State v. Guice, 2022-NCCOA-682, ___ N.C. App. ___ (Oct. 18, 2022)

In this Buncombe County case, defendant appealed his conviction for communicating threats, arguing that his words did not constitute a true threat and the trial court erred by denying his motion to dismiss and request for a jury instruction on true threats. The Court of Appeals found no error by the trial court.

In May of 2020, a resident at an Asheville apartment complex called security because she heard a disturbance in the neighboring apartment. When security arrived to investigate, defendant opened the apartment door and was aggressively hostile to the security officer, getting into the officer’s face and threatening to beat him. At trial, the security officer testified that he believed defendant was going to carry out the threat due to his body language and anger during the interaction. Defendant was subsequently convicted by a jury of the communicating threats charge.

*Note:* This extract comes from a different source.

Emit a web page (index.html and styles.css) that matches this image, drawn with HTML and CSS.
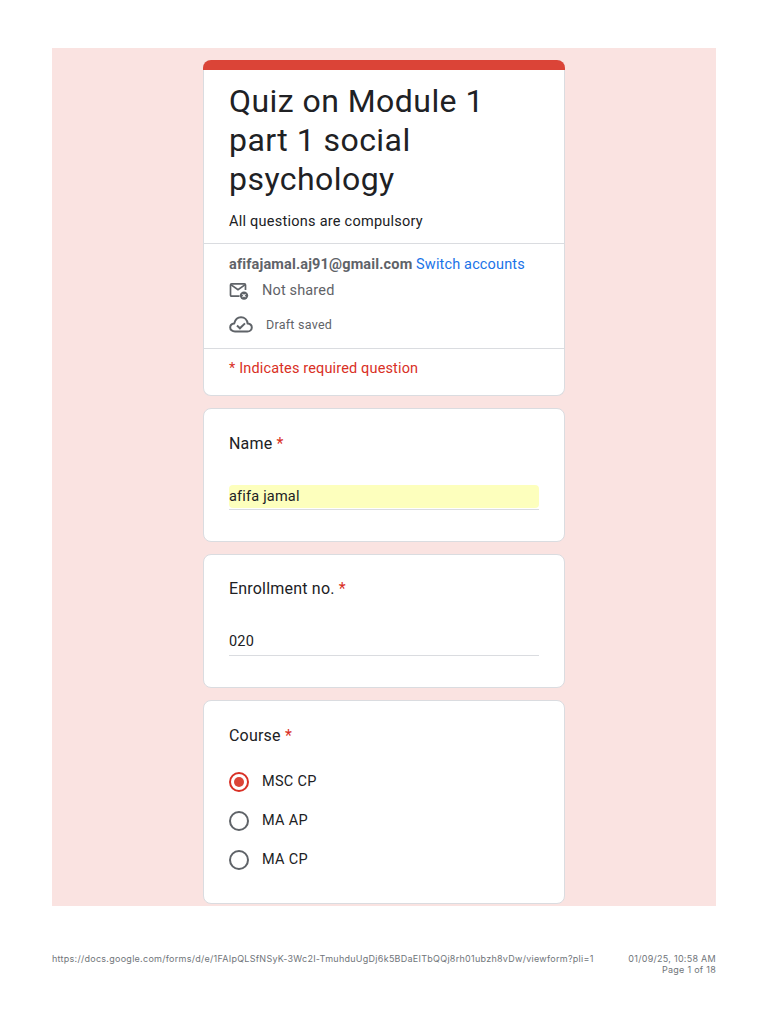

The Court of Appeals first considered whether the charging document contained sufficient facts to allege a “true threat” unprotected by the First Amendment, explaining that there are “objective and subjective” elements to the true threat analysis. Slip Op. at 6. Because the charging document tracked the text of G.S. § 14-277.1 and contained “willfully threaten,” the court found the subjective element present and sufficient to support the offense charged. Id. at 8. The court then turned to the motion to dismiss, finding that the testimony in the record was sufficient to support the conclusion that defendant had the specific intent to make a threat against the security guard. The court last turned to the requested jury instruction, and applied a similar analysis from the charging document. The court concluded that the jury instruction contained all elements of the offense, noting “[t]he subjective component, or specific intent, of true threats is covered by defining the phrase of willfully threaten as ‘intentionally or knowingly’ ‘expressi[ng] . . . an intent or a determination to physically injure another person.’” Id. at 12.